Governor Brown’s son, Jerry Brown during his first governorship 8 years later, adopted “Less is more” as his mantra. Less is not always more, as shown by the California electrical shortages a decade ago, magnified by a statutory scheme that defied common sense and basic economics, and gamed by Enron. California illustrates the risks of a large population growth unaccompanied by capacity increases.
Our infrastructure, the dams, bridges, tunnels, and roads suffer from deferred maintenance. Transportation for America reported last year that 69,223 bridges, over 11% of the nation’s total, were classified as “structurally deficient.” New York is currently wrestling with the safety of the Tappen Zee Dam.
We need an infrastructure which meets our needs, has a sufficient reserve capacity, and does not suffer from deferred maintenance. The San Onofre nuclear power plant in
Southern California is shut down for an indefinite period for safety reasons. The fear is that California will lack sufficient capacity during the hot days of summer, bringing back the blackouts of a decade ago. California lacks the normal 15% reserve capacity.

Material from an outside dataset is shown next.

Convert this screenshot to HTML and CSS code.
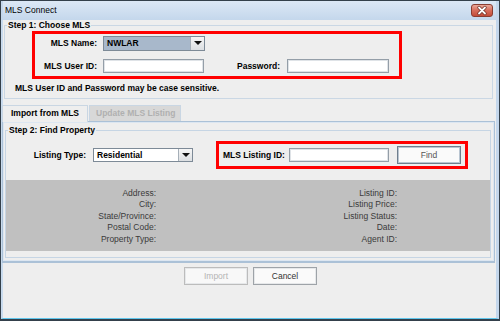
FILE: index.html
```html
<!DOCTYPE html>
<html lang="en">
<head>
<meta charset="UTF-8" />
<meta name="viewport" content="width=device-width, initial-scale=1" />
<title>MLS Connect</title>
<link rel="stylesheet" href="styles.css">
</head>
<body>
<div class="window">
  <div class="titlebar">
    <span class="title">MLS Connect</span>
    <button type="button" class="close-btn" aria-label="Close">
      <svg width="20" height="11" viewBox="0 0 20 11">
        <path d="M7 2.5 L13 8.5 M13 2.5 L7 8.5" stroke="#6b2a20" stroke-width="3.2" stroke-linecap="round" />
        <path d="M7 2.5 L13 8.5 M13 2.5 L7 8.5" stroke="#fff" stroke-width="1.8" stroke-linecap="round" />
      </svg>
    </button>
  </div>

  <div class="client">
    <fieldset class="group group-mls">
      <legend>Step 1: Choose MLS</legend>
      <div class="highlight login-box">
        <div class="row">
          <label class="label">MLS Name:</label>
          <div class="combo combo-selected">
            <span class="combo-value">NWLAR</span>
            <span class="combo-arrow"></span>
          </div>
        </div>
        <div class="row">
          <label class="label" for="userId">MLS User ID:</label>
          <input type="text" id="userId" class="field" />
          <label class="label pw-label" for="password">Password:</label>
          <input type="password" id="password" class="field pw-field" />
        </div>
      </div>
      <p class="note">MLS User ID and Password may be case sensitive.</p>
    </fieldset>

    <div class="tabs">
      <div class="tab active">Import from MLS</div>
      <div class="tab disabled">Update MLS Listing</div>
    </div>

    <div class="tab-panel">
      <fieldset class="group group-find">
        <legend>Step 2: Find Property</legend>
        <div class="find-row">
          <label class="label type-label">Listing Type:</label>
          <div class="combo combo-type">
            <span class="combo-value">Residential</span>
            <span class="combo-arrow"></span>
          </div>
          <div class="highlight listing-box">
            <label class="label listing-label" for="listingId">MLS Listing ID:</label>
            <input type="text" id="listingId" class="field listing-field" />
            <button type="button" class="btn btn-default">Find</button>
          </div>
        </div>

        <div class="details">
          <span class="key">Address:</span><span class="val"></span>
          <span class="key">Listing ID:</span><span class="val"></span>
          <span class="key">City:</span><span class="val"></span>
          <span class="key">Listing Price:</span><span class="val"></span>
          <span class="key">State/Province:</span><span class="val"></span>
          <span class="key">Listing Status:</span><span class="val"></span>
          <span class="key">Postal Code:</span><span class="val"></span>
          <span class="key">Date:</span><span class="val"></span>
          <span class="key">Property Type:</span><span class="val"></span>
          <span class="key">Agent ID:</span><span class="val"></span>
        </div>
      </fieldset>
    </div>

    <div class="actions">
      <button type="button" class="btn" disabled>Import</button>
      <button type="button" class="btn">Cancel</button>
    </div>
  </div>
</div>
</body>
</html>
```

FILE: styles.css
```css
* {
  box-sizing: border-box;
}
body {
  margin: 0;
  font-family: "Liberation Sans", Arial, sans-serif;
  font-size: 8.5px;
  color: #000;
  background: #fff;
}
.window {
  width: 500px;
  height: 321px;
  border: 1px solid #34404b;
  border-bottom-width: 2px;
  display: flex;
  flex-direction: column;
  background: #eeeeee;
}
.titlebar {
  height: 19px;
  display: flex;
  align-items: center;
  justify-content: space-between;
  padding: 0 3px 0 4px;
  background: linear-gradient(#dce8f5, #c4d7ec);
  border-left: 2px solid #c4d7ec;
  border-right: 3px solid #c4d7ec;
}
.title {
  line-height: 19px;
  margin-left: -2px;
}
.close-btn {
  width: 22px;
  height: 13px;
  padding: 0;
  border: 1px solid #8a3d31;
  border-radius: 3px;
  background: linear-gradient(#eaa899, #d66d5b 50%, #c44c38);
  display: flex;
  align-items: center;
  justify-content: center;
}
.client {
  flex: 1;
  display: flex;
  flex-direction: column;
  border-left: 2px solid #c9dbee;
  border-right: 3px solid #c4d7ec;
  border-bottom: 1px solid #5fc6ec;
}

/* titled group boxes */
.group {
  margin: 0;
  padding: 0;
  min-width: 0;
  border: 1px solid #cad7e4;
}
.group legend {
  margin-left: 2px;
  padding: 0 1px;
  font-weight: bold;
  line-height: 11px;
}
.group-mls {
  margin: 0 3px 0 1px;
  padding-bottom: 4px;
}
.highlight {
  border: 3px solid #ff0000;
}
.login-box {
  width: 370px;
  height: 48px;
  margin-left: 27px;
  padding-top: 2px;
  display: flex;
  flex-direction: column;
  gap: 9px;
}
.row {
  display: flex;
  align-items: center;
  height: 14px;
}
.label {
  font-weight: bold;
  white-space: nowrap;
}
.login-box .label {
  width: 62px;
  margin-right: 6px;
  text-align: right;
}
.login-box .pw-label {
  width: 44px;
  margin-left: 32px;
  margin-right: 7px;
}
.note {
  margin: 4px 0 0 10px;
  font-weight: bold;
  line-height: 11px;
}

/* form controls */
.field {
  width: 101px;
  height: 14px;
  padding: 0 2px;
  border: 1px solid #949ea8;
  box-shadow: inset 0 0 0 1px #dfe3e7;
  background: #fff;
  font: inherit;
}
.pw-field {
  width: 102px;
}
.combo {
  width: 102px;
  height: 15px;
  border: 1px solid #7d8a97;
  background: #fff;
  display: flex;
  align-items: center;
}
.combo-selected {
  background: #a8b8cb;
}
.combo-value {
  flex: 1;
  padding-left: 3px;
  font-weight: bold;
}
.combo-arrow {
  width: 14px;
  height: 100%;
  border-left: 1px solid #a6afb8;
  background: linear-gradient(#f6f6f6, #dcdfe2);
  display: flex;
  align-items: center;
  justify-content: center;
}
.combo-arrow::after {
  content: "";
  border-left: 4px solid transparent;
  border-right: 4px solid transparent;
  border-top: 4px solid #111;
}
.btn {
  width: 64px;
  height: 18px;
  padding: 0;
  border: 1px solid #9ea3a8;
  box-shadow: inset 0 0 0 1px #e6e8ea;
  background: #fafafa;
  color: #333;
  font: inherit;
}
.btn:disabled {
  color: #b4b4b4;
  border-color: #bcbcbc;
  background: #f8f8f8;
}
.btn-default {
  border-color: #6f7e8d;
  box-shadow: inset 0 0 0 1px #b9c5d1;
  color: #555;
}

/* tabs */
.tabs {
  display: flex;
  margin: 6px 0 0 -1px;
  height: 16px;
}
.tab {
  padding: 0 8px;
  line-height: 15px;
  font-weight: bold;
  white-space: nowrap;
  border: 1px solid #c9d6e3;
  border-bottom: none;
}
.tab.active {
  width: 86px;
  background: #eeeeee;
  position: relative;
  z-index: 1;
  margin-bottom: -1px;
  height: 17px;
}
.tab.disabled {
  width: 92px;
  margin-left: 1px;
  padding: 0 0 0 6px;
  background: #d8d8d8;
  color: #b0b0b0;
}
.tab-panel {
  margin: 0 1px 0 -1px;
  padding: 3px 3px 3px 2px;
  border: 1px solid #abc1d7;
  border-bottom-width: 2px;
  box-shadow: inset 0 0 0 1px #dce6f1;
}
.group-find {
  padding-bottom: 6px;
  border-color: #c6d5e4;
}
.find-row {
  display: flex;
  align-items: center;
  height: 28px;
  margin-top: 5px;
}
.type-label {
  width: 80px;
  text-align: right;
  margin-right: 7px;
}
.combo-type {
  width: 100px;
  height: 14px;
}
.listing-box {
  width: 252px;
  height: 28px;
  margin-left: 23px;
  padding-left: 4px;
  display: flex;
  align-items: center;
}
.listing-label {
  width: 60px;
}
.listing-field {
  width: 100px;
  margin-left: 6px;
}
.listing-box .btn {
  margin-left: 8px;
}

/* property details */
.details {
  margin-top: 11px;
  height: 71px;
  padding-top: 8px;
  background: #c0c0c0;
  display: grid;
  grid-template-columns: 150px 91px 150px 1fr;
  grid-auto-rows: 11.4px;
  line-height: 11.4px;
  color: #3a3a3a;
}
.details .key {
  text-align: right;
}

.actions {
  display: flex;
  justify-content: center;
  gap: 5px;
  margin-top: 4px;
  padding-left: 2px;
}
```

The Army Corps of Engineers last century built the infrastructure of America, especially with water resources. Now, the Corps devotes a substantial amount of its resources to regulation.
Our master builders built the Bay Bridge, Golden Gate Bridge, Bonneville Dam, Grand Coulee Dam, and Rockefeller Center during the Depression. None might be constructed today.
The master builders conquered the wilderness, mountains, plains, rivers, and deserts of America. They never encountered environmental impact statements, the Endangered Species Act, NIMBY’s, the EPA, or the California Coastal Commission.